The idea here is that the oldest member of the cache is the first line to be replaced. The logic dictates that each datum should be allowed a fair amount of time in cache without a single datum dominating the cache entirely. The contradiction is that if a line is still in use, there is little reason to replace it. In fact, in many ways you could argue that if a cache line has been resident for a long time, then getting rid of it may mean that you are getting rid of the most heavily utilized datum. Both of these arguments are missing one crucial ingredient: They do not take into account when the cache line was last used.
Least Recently Used (LRU)

Least Recently Used attempts to overcome the problem of FIFO by taking into account when a cache line was last used. It requires the cache logic to record in some way aspects of the usage of the cache line. This in itself can be a complicated process. This complexity is mitigated by the fact that we are building significant intelligence into the replacement strategy. We will choose a line that has been least used with respect to some timeframe. The principle of Temporal locality reinforces this: If we are using a datum, we will probably need it again soon. The fact that we haven't needed that datum recently probably means that we will not need it in the near future either. Regardless of its complexity and inherent cost, LRU has been seen to be the most popular with processor architects.
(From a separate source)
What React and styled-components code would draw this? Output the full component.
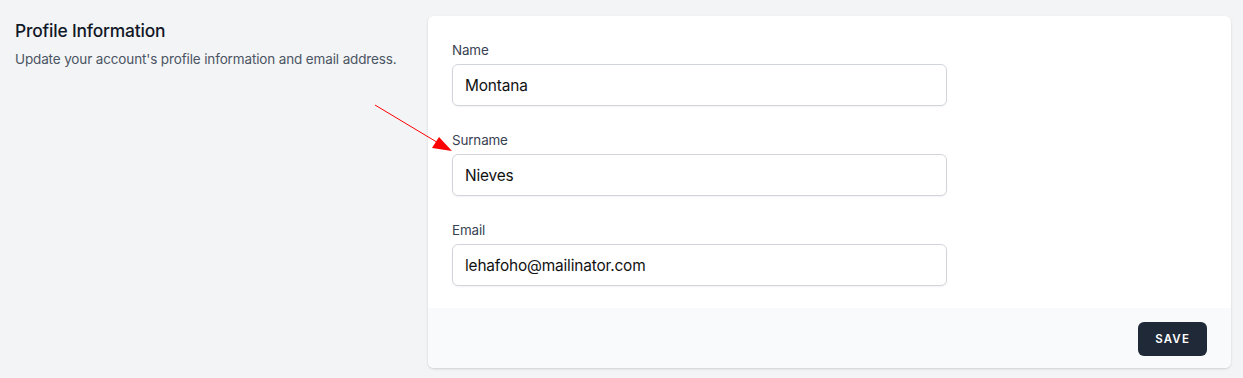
import React from "react";
import styled, { createGlobalStyle } from "styled-components";

const GlobalStyle = createGlobalStyle`
  body {
    margin: 0;
    background: #f3f4f6;
    font-family: "Inter", "Lato", sans-serif;
    -webkit-font-smoothing: antialiased;
  }
`;

function App() {
  return (
    <>
      <GlobalStyle />
      <Page>
        <Intro>
          <Title>Profile Information</Title>
          <Description>Update your account's profile information and email address.</Description>
        </Intro>
        <Card>
          <CardBody>
            <Field label="Name" value="Montana" />
            <Field label="Surname" value="Nieves" />
            <Field label="Email" value="lehafoho@mailinator.com" type="email" />
          </CardBody>
          <CardFooter>
            <Button type="button">Save</Button>
          </CardFooter>
        </Card>
        <Arrow width="90" height="56" viewBox="0 0 90 56">
          <line x1="1" y1="1" x2="66" y2="40" stroke="#ff0000" strokeWidth="1" />
          <polygon points="78,47 58,44 65,33" fill="#ff0000" />
        </Arrow>
      </Page>
    </>
  );
}

function Field({ label, value, type = "text" }) {
  return (
    <FieldWrap>
      <Label>{label}</Label>
      <Input type={type} defaultValue={value} />
    </FieldWrap>
  );
}

export default App;

const Page = styled.div`
  position: relative;
  display: grid;
  grid-template-columns: 389px 803px;
  gap: 24px;
  padding: 16px 12px 10px 15px;
`;

const Intro = styled.div`
  padding-top: 1px;
`;

const Title = styled.h3`
  margin: 0;
  font-size: 17.4px;
  line-height: 28px;
  font-weight: 500;
  letter-spacing: -0.01em;
  color: #111827;
`;

const Description = styled.p`
  margin: 4px 0 0;
  font-size: 13.5px;
  line-height: 20px;
  letter-spacing: -0.01em;
  color: #4b5563;
`;

const Card = styled.div`
  background: #fff;
  border-radius: 6px;
  box-shadow: 0 1px 3px rgba(0, 0, 0, 0.1), 0 1px 2px rgba(0, 0, 0, 0.06);
  overflow: hidden;
`;

const CardBody = styled.div`
  display: flex;
  flex-direction: column;
  gap: 24px;
  padding: 24px 24px 22px;
`;

const FieldWrap = styled.div`
  display: flex;
  flex-direction: column;
  gap: 4px;
  width: 495px;
`;

const Label = styled.label`
  font-size: 13.4px;
  line-height: 20px;
  font-weight: 400;
  letter-spacing: -0.01em;
  color: #374151;
`;

const Input = styled.input`
  box-sizing: border-box;
  height: 42px;
  padding: 8px 12px;
  border: 1px solid #d1d5db;
  border-radius: 6px;
  box-shadow: 0 1px 2px rgba(0, 0, 0, 0.05);
  font-family: inherit;
  font-size: 15.4px;
  letter-spacing: -0.01em;
  color: #111;
  outline: none;
`;

const CardFooter = styled.div`
  display: flex;
  justify-content: flex-end;
  padding: 14px 24px 12px;
  background: #f9fafb;
`;

const Button = styled.button`
  height: 34px;
  padding: 0 16px;
  border: 1px solid transparent;
  border-radius: 6px;
  background: #1f2937;
  color: #fff;
  font-family: inherit;
  font-size: 11.5px;
  font-weight: 600;
  letter-spacing: 0.1em;
  text-transform: uppercase;
`;

const Arrow = styled.svg`
  position: absolute;
  left: 374px;
  top: 104px;
`;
There are a couple of other items I want to deal with before leaving the topic of cache.

Multiple levels of cache
When we write from cache to memory

A.3.1.5 MULTIPLE LEVELS OF CACHE

As we demonstrated earlier, the speed differential between a processor and memory is alarmingly high. We have tried to alleviate this problem by employing a cache. The dilemma we now have is how big to make that cache. In an ideal world, it would be big enough to satisfy a program's locality of reference . On a real computer system with hundreds of programs, the size of this locale can be vast . The result is that our L1 cache is likely to be relatively small due to speed requirements; it needs to be physically close to the processor. In order to further alleviate the problem of having to access main memory, we could employ a second level (L2) cache. This is often off-chip but relatively close to each processor module. Access times will be somewhere between the L1 cache and main memory. Being off-chip and slightly slower than the L1 cache means that the cost will be reduced.
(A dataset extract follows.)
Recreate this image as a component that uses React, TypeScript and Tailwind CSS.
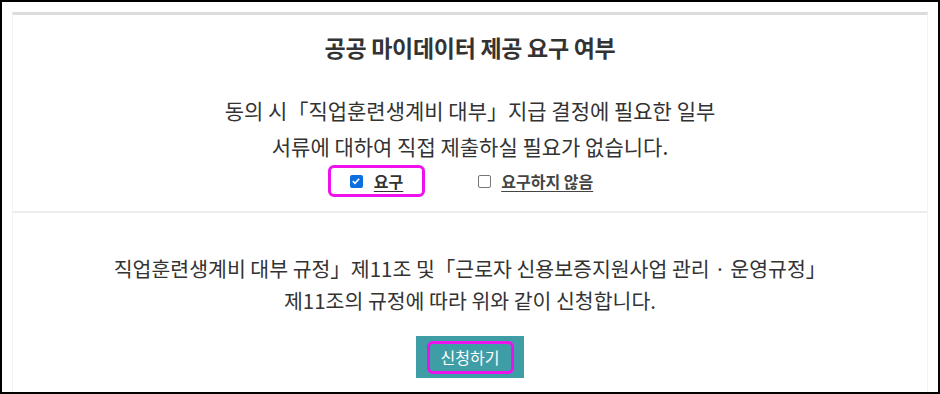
export default function App() {
  const font = { fontFamily: '"Noto Sans CJK KR", "Noto Sans", sans-serif' };
  return (
    <div
      className="box-border h-[394px] w-[940px] overflow-hidden border-2 border-black bg-white px-[10px] pt-[10px] text-[#333]"
      style={font}
    >
      <section className="h-full border-x border-t-[3px] border-x-[#f3f3f3] border-t-[#dcdcdc]">
        <div className="flex flex-col items-center">
          <h2 className="mt-[17px] text-[23px] font-bold leading-[30px] tracking-[-0.3px] text-[#333]">
            공공 마이데이터 제공 요구 여부
          </h2>
          <p className="mt-[30px] text-center text-[21px] leading-[36px] text-[#333]">
            동의 시「직업훈련생계비 대부」지급 결정에 필요한 일부
            <br />
            서류에 대하여 직접 제출하실 필요가 없습니다.
          </p>
          <div className="mr-[19px] mt-[1px] flex items-center gap-[53px]">
            <label className="flex h-[32px] items-center gap-[11px] rounded-[6px] border-[3px] border-[#ee11ee] px-[19px]">
              <span className="flex h-[13px] w-[13px] items-center justify-center rounded-[2px] bg-[#0b6fe0]">
                <svg viewBox="0 0 12 12" className="h-[10px] w-[10px]">
                  <path d="M2.2 6.2 L4.8 8.8 L9.8 3.2" fill="none" stroke="white" strokeWidth="1.9" />
                </svg>
              </span>
              <span className="text-[16px] font-bold leading-none underline underline-offset-[3px]">요구</span>
            </label>
            <label className="flex items-center gap-[10px]">
              <span className="h-[13px] w-[13px] rounded-[2px] border border-[#767676] bg-white" />
              <span className="text-[16px] font-bold leading-none text-[#444] underline underline-offset-[3px]">
                요구하지 않음
              </span>
            </label>
          </div>
        </div>
        <div className="mt-[14px] border-t-2 border-[#ededed]" />
        <div className="flex flex-col items-center">
          <p className="mt-[39px] text-center text-[20.5px] leading-[32px] text-[#333]">
            직업훈련생계비 대부 규정」제11조 및「근로자 신용보증지원사업 관리 · 운영규정」
            <br />
            제11조의 규정에 따라 위와 같이 신청합니다.
          </p>
          <button
            type="button"
            className="mt-[20px] flex h-[42px] w-[108px] items-center justify-center bg-[#3f9da5]"
          >
            <span className="flex h-[33px] w-[87px] items-center justify-center rounded-[6px] border-[3px] border-[#ee11ee] text-[16px] text-white">
              신청하기
            </span>
          </button>
        </div>
      </section>
    </div>
  );
}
A.3.1.6 WHEN WE WRITE FROM CACHE TO MEMORY

We need to mention one last topic in relation to cache behavior: the topic of writing from cache back to memory. When a cache line is modified, when does that change get stored back to main memory? If we were to immediately write that change to memory, we would incur the penalty of the time it takes to perform a transfer to memory. The positive aspects of this policy are that we know that our cache and main memory are in sync . This policy is known as write-through .
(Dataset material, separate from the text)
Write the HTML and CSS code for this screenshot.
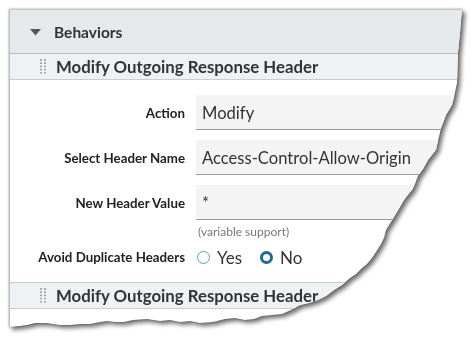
FILE: index.html
```html
<!DOCTYPE html>
<html lang="en">
  <head>
    <meta charset="UTF-8" />
    <meta name="viewport" content="width=device-width, initial-scale=1.0" />
    <title>Behaviors</title>
    <link rel="stylesheet" href="styles.css">
  </head>
  <body>
    <div class="page">
      <div class="torn">
        <div class="sheet">
          <div class="panel-head">
            <svg class="caret" width="11" height="7" viewBox="0 0 11 7"><polygon points="0,0 11,0 5.5,6.5" fill="#555"/></svg>
            <span>Behaviors</span>
          </div>

          <div class="behavior-head">
            <svg class="handle" width="6" height="15" viewBox="0 0 6 15">
              <circle cx="1" cy="1" r="0.9"/><circle cx="5" cy="1" r="0.9"/>
              <circle cx="1" cy="4.2" r="0.9"/><circle cx="5" cy="4.2" r="0.9"/>
              <circle cx="1" cy="7.4" r="0.9"/><circle cx="5" cy="7.4" r="0.9"/>
              <circle cx="1" cy="10.6" r="0.9"/><circle cx="5" cy="10.6" r="0.9"/>
              <circle cx="1" cy="13.8" r="0.9"/><circle cx="5" cy="13.8" r="0.9"/>
            </svg>
            <span>Modify Outgoing Response Header</span>
          </div>

          <div class="form">
            <div class="field">
              <label class="label">Action</label>
              <div class="input">Modify</div>
            </div>
            <div class="field">
              <label class="label">Select Header Name</label>
              <div class="input">Access-Control-Allow-Origin</div>
            </div>
            <div class="field">
              <label class="label">New Header Value</label>
              <div class="input">*</div>
            </div>
            <div class="help">(variable support)</div>
            <div class="field radios">
              <label class="label">Avoid Duplicate Headers</label>
              <div class="options">
                <span class="option"><span class="radio"></span>Yes</span>
                <span class="option"><span class="radio checked"></span>No</span>
              </div>
            </div>
          </div>

          <div class="behavior-head second">
            <svg class="handle" width="6" height="15" viewBox="0 0 6 15">
              <circle cx="1" cy="1" r="0.9"/><circle cx="5" cy="1" r="0.9"/>
              <circle cx="1" cy="4.2" r="0.9"/><circle cx="5" cy="4.2" r="0.9"/>
              <circle cx="1" cy="7.4" r="0.9"/><circle cx="5" cy="7.4" r="0.9"/>
              <circle cx="1" cy="10.6" r="0.9"/><circle cx="5" cy="10.6" r="0.9"/>
              <circle cx="1" cy="13.8" r="0.9"/><circle cx="5" cy="13.8" r="0.9"/>
            </svg>
            <span>Modify Outgoing Response Header</span>
          </div>
          <div class="blank"></div>
        </div>
      </div>
    </div>
  </body>
</html>
```

FILE: styles.css
```css
body {
  margin: 0;
  background: #fff;
  font-family: Lato, "Noto Sans", sans-serif;
  color: #333;
}
.page {
  padding: 9px 0 0 9px;
  height: 331px;
  overflow: hidden;
}
.torn {
  filter: drop-shadow(0 0 1px rgba(0, 0, 0, 0.35)) drop-shadow(3px 3px 2px rgba(0, 0, 0, 0.55));
}
.sheet {
  width: 464px;
  height: 322px;
  background: #fff;
  border-left: 1px solid #bdbdbd;
  border-top: 1px solid #c4c4c4;
  box-sizing: border-box;
  overflow: hidden;
  clip-path: polygon(
    0 0, 453px 0, 451px 24px, 449px 44px, 448px 74px, 445px 88px, 443px 96px,
    437px 106px, 434px 114px, 432px 119px, 429px 132px, 427px 141px, 423px 146px,
    419px 151px, 414px 160px, 409px 167px, 406px 175px, 403px 181px, 398px 187px,
    395px 191px, 391px 198px, 388px 203px, 382px 213px, 377px 221px, 375px 229px,
    372px 235px, 367px 243px, 363px 249px, 358px 255px, 353px 259px, 347px 265px,
    341px 269px, 333px 276px, 325px 281px, 317px 287px, 309px 291px, 300px 294px,
    291px 296px, 282px 301px, 273px 305px, 263px 306px, 253px 307px, 245px 310px,
    236px 311px, 226px 309px, 216px 310px, 204px 313px, 191px 314px, 181px 312px,
    171px 313px, 161px 311px, 151px 312px, 138px 310px, 124px 311px, 115px 313px,
    106px 313px, 98px 312px, 91px 313px, 81px 315px, 71px 315px, 61px 316px,
    51px 316px, 38px 314px, 26px 314px, 18px 316px, 11px 317px, 0 318px
  );
}
.panel-head {
  display: flex;
  align-items: center;
  gap: 13px;
  height: 43px;
  padding-left: 20px;
  background: #e6e9e9;
  border-bottom: 1px solid #b9bdbd;
  font-size: 15.5px;
  font-weight: bold;
  color: #333;
}
.caret {
  margin-top: 1px;
}
.behavior-head {
  display: flex;
  align-items: center;
  gap: 10px;
  height: 25px;
  padding-left: 30px;
  background: #eef2f5;
  border-bottom: 1px solid #c9cdcf;
  font-size: 16.8px;
  font-weight: bold;
  color: #333;
}
.behavior-head.second {
  border-top: 1px solid #c9cdcf;
}
.handle {
  fill: #8a8a8a;
}
.form {
  padding: 15px 0 14px;
}
.field {
  display: flex;
  align-items: center;
  margin-bottom: 10px;
}
.label {
  width: 175px;
  margin-right: 11px;
  flex-shrink: 0;
  text-align: right;
  font-size: 13.3px;
  font-weight: bold;
  color: #222;
}
.input {
  flex: 1;
  height: 34px;
  line-height: 36px;
  padding-left: 6px;
  background: #f4f4f4;
  border-bottom: 1px solid #9a9a9a;
  font-size: 16.6px;
  color: #333;
  white-space: nowrap;
}
.help {
  margin: -6px 0 0 188px;
  height: 14px;
  line-height: 15px;
  font-size: 12px;
  color: #777;
}
.field.radios {
  margin: 8px 0 0;
  height: 22px;
}
.options {
  display: flex;
  gap: 17px;
  font-size: 17px;
  color: #333;
}
.option {
  display: flex;
  align-items: center;
  gap: 7px;
}
.radio {
  width: 11px;
  height: 11px;
  border: 1.5px solid #5a9fc6;
  border-radius: 50%;
  margin-left: 1px;
  margin-top: 1px;
}
.radio.checked {
  width: 7px;
  height: 7px;
  border: 3.7px solid #1b6a95;
}
.blank {
  height: 20px;
}
```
The alternative is a write-back policy . This policy will write the datum back to memory only when the cache line needs to be used by another datum. This has the advantage that if a datum is being modified frequently, we eliminate the costly additional writes to memory that a write-through policy would require. One cost to this design is that we need to monitor when a cache line has been modified. This can take the form of a dirty bit being set for a cache line, indicating that a change has been made ( subsequent changes don't need to update the dirty bit because once it is set to true, we know that at least one change has been made). Another cost of a write back policy is when an instruction needs to update a datum that is not currently in cache. The normal mode of operation with a write back policy is to first fetch the datum into cache and then modify it: The reason for this is due the principle of Temporal locality . With a write-through policy, Temporal locality still applies, but this policy dictates that every write to cache initiates a subsequent write to memory. In many cases, the fetch of the datum into cache is not carried out; we will simply schedule the update of the datum at the prescribed main memory address some time later.